China is to embark on a program which will result in a major increase in sporting facilities across the countryside, explained Feng Jianzhong, vice-minister of the State General Administration of Sport (SGAS), at a press conference in Beijing yesterday.

According to the SGAS program, there'll be at least one standard, cement surfaced basketball court constructed in each village involved in the program. The courts will be equipped with a pair of standard basketball stands and two outdoor ping-pong tables will also be supplied.

It was anticipated that these facilities would lead to the formation of more local sports and health clubs and result in village tournaments being organized, said Feng. 

This is one of the projects being undertaken in rural areas as part of the Chinese Five-Year Guidelines for 2006-2010. Observers have noted that never before have "mass sporting activities" been such an integral part of government planning in the country.

But it's not a strange concept for Guo Min, director of the Sport-for-All Department of the SGAS. "While China's elite athletes are collecting medals at various world events the fitness of ordinary people should not be forgotten," Guo said.

It is planned that by 2010, one-sixth of Chinese villages or around 100,000 of them, will have these facilities which will be of benefit to approximately 150 million farming people.
 
"Our program aims to improve farmers' health and enrich their cultural lives," added Feng.

Figures drawn from an official survey in 2003 show that of the 850,000 sports fields in Chinese mainland some 70,000, or just 8 percent, are scattered around rural areas.

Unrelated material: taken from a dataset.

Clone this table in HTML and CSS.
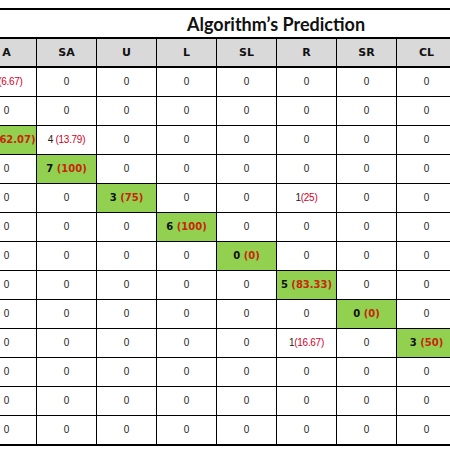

When explaining why basketball courts and ping-pong tables were chosen to start the rural sports program, Feng explained that research showed rural citizens' favorite sports were basketball and ping-pong. "We have just followed what the farmers told us they needed," he said. "Moreover, a cement-paved basket court can also be used for other sporting activities," added Feng.

At the same time, Feng said, the program would not place a financial burden on farmers as the project was government funded.

In 2006, the National Development and Reform Commission will provide 10 million yuan (US$1.23 million) to the program along with more than 80 million yuan (US$9.86 million) from the national sports authority of SGAS. Regional governments are expected to make their contributions when additional funding is needed.

Supervisory bodies will be established to ensure the program's progress, Feng said. Activity handbooks would be produced and instructors trained as the program progressed, he added.